Organizational Consequences and Recommendations
Miscommunication has measurable operational and reputational costs. Ambiguous instructions lead to duplicated effort, missed deadlines, and reduced morale; inconsistent public messaging can erode trust and compliance. To reduce the illusion of communication, organizations and individuals should adopt both structural and behavioral practices:
- Adopt brief pre‑send checks such as the Take Five checklist for important messages.
- Specify concrete actions and deadlines (include time zones and formats).
- Use redundancy for critical information (e.g., follow up an email with a calendar invite or a short confirmation message).
- Encourage confirmation by asking recipients to acknowledge or paraphrase key points when stakes are high.
- Train teams in audience analysis and plain language to reduce jargon and assumptions.

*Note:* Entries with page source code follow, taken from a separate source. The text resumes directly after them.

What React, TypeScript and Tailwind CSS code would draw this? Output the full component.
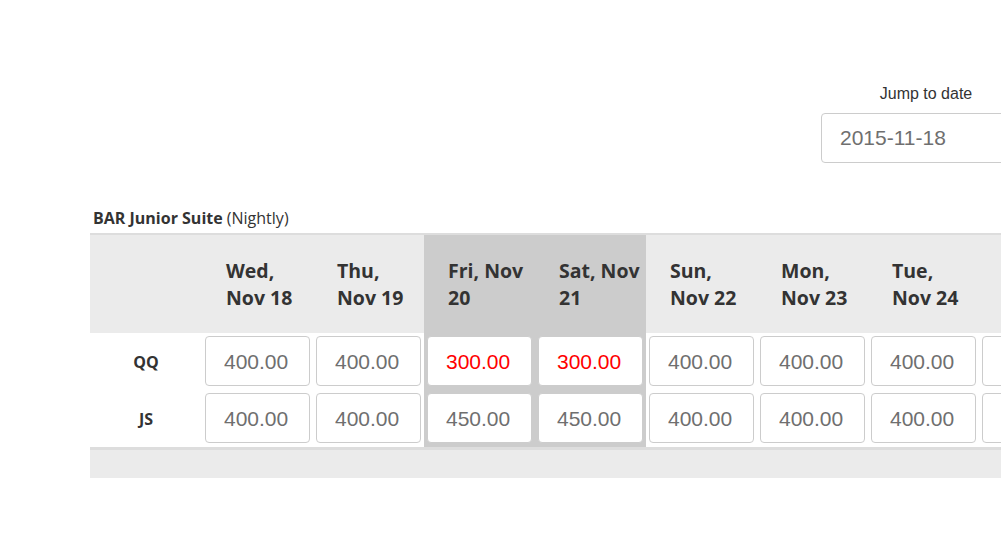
const days = [
  { label: 'Wed, Nov 18', weekend: false },
  { label: 'Thu, Nov 19', weekend: false },
  { label: 'Fri, Nov 20', weekend: true },
  { label: 'Sat, Nov 21', weekend: true },
  { label: 'Sun, Nov 22', weekend: false },
  { label: 'Mon, Nov 23', weekend: false },
  { label: 'Tue, Nov 24', weekend: false },
  { label: 'Wed, Nov 25', weekend: false },
];

const rooms = [
  { code: 'QQ', rates: ['400.00', '400.00', '300.00', '300.00', '400.00', '400.00', '400.00', '400.00'], changed: [2, 3], pending: [7] },
  { code: 'JS', rates: ['400.00', '400.00', '450.00', '450.00', '400.00', '400.00', '400.00', '400.00'], changed: [], pending: [7] },
];

export default function App() {
  return (
    <div className="w-[1001px] h-[536px] overflow-hidden bg-white">
      {/* Jump to date */}
      <div className="pt-[84px] pl-[821px]">
        <div className="w-[210px]">
          <p className="text-center text-[16px] leading-[20px] text-[#333] font-['Liberation_Sans',Arial,sans-serif]">
            Jump to date
          </p>
          <input
            readOnly
            value="2015-11-18"
            className="mt-[9px] w-[210px] h-[50px] pl-[18px] border border-[#ccc] rounded-[4px] text-[21px] text-[#6f6f6f] font-['Liberation_Sans',Arial,sans-serif] outline-none"
          />
        </div>
      </div>

      {/* Rate grid */}
      <div className="pl-[90px] mt-[45px]">
        <p className="pl-[3px] text-[16px] leading-[21px] text-[#333] font-['Open_Sans',sans-serif]">
          <span className="font-bold">BAR Junior Suite</span>{' '}
          <span>(Nightly)</span>
        </p>

        <table className="mt-[4px] w-[1000px] table-fixed border-collapse border-t-2 border-[#dddddd]">
          <thead>
            <tr className="bg-[#ebebeb]">
              <th className="w-[112px] h-[99px]"></th>
              {days.map((d) => (
                <th
                  key={d.label}
                  className={`w-[111px] h-[99px] pl-[24px] pr-[4px] text-left align-middle text-[19.5px] leading-[27px] font-bold text-[#333] font-['Open_Sans',sans-serif] ${
                    d.weekend ? 'bg-[#cccccc]' : ''
                  }`}
                >
                  {d.label}
                </th>
              ))}
            </tr>
          </thead>
          <tbody>
            {rooms.map((room) => (
              <tr key={room.code}>
                <td className="text-center align-middle text-[16px] font-bold text-[#333] font-['Open_Sans',sans-serif]">
                  {room.code}
                </td>
                {room.rates.map((rate, i) => (
                  <td
                    key={i}
                    className={`pt-[3px] pb-[4px] px-[3px] ${days[i].weekend ? 'bg-[#cccccc]' : ''}`}
                  >
                    <input
                      readOnly
                      value={rate}
                      className={`block w-[105px] h-[50px] pl-[18px] pt-[1px] bg-white border border-[#ccc] rounded-[4px] text-[21px] font-['Liberation_Sans',Arial,sans-serif] outline-none ${
                        room.changed.includes(i)
                          ? 'text-[#ff0000]'
                          : room.pending.includes(i)
                          ? 'text-[#e8c440]'
                          : 'text-[#6f6f6f]'
                      }`}
                    />
                  </td>
                ))}
              </tr>
            ))}
          </tbody>
          <tfoot>
            <tr className="bg-[#ebebeb] border-t-[3px] border-[#dddddd]">
              <td colSpan={9} className="h-[29px]"></td>
            </tr>
          </tfoot>
        </table>
      </div>
    </div>
  );
}
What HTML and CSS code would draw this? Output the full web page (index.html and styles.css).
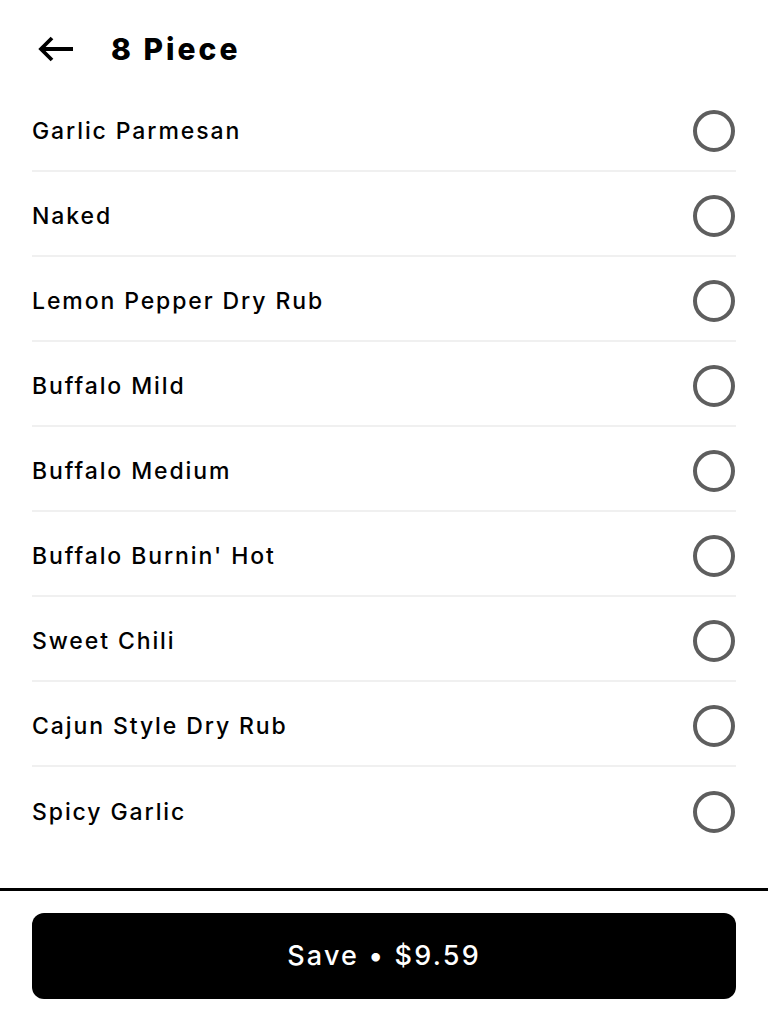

These steps align with management communication guidance that emphasizes planning, audience awareness, and iterative revision (Thomas et al., 2017). Implementing them requires minimal time but yields significant reductions in rework and confusion.
Conclusion
Abbott and Costello’s “Who’s on First?” remains a timeless demonstration of how ordinary language and unexamined assumptions produce the illusion of communication. Thesis restated: Miscommunication often appears as successful exchange because speakers assume shared meaning; using the “Take Five” checklist—who the audience is, what they know, how they feel, what action is wanted, and what would make it easy—reveals hidden assumptions, reduces ambiguity, and prevents costly breakdowns. By pausing briefly to consider audience and purpose, communicators can convert moments of potential confusion into opportunities to show they see and respect their audience, making communication both effective and human.
References:
Galantucci, B., & Roberts, G. (2014). Do we notice when communication goes awry? An investigation of people’s sensitivity to coherence in spontaneous conversation. PLoS ONE, 9(7), e103182. https://doi.org/10.1371/journal.pone.0103182
Shannon, C. E., & Weaver, W. (1949). The mathematical theory of communication. University of Illinois Press.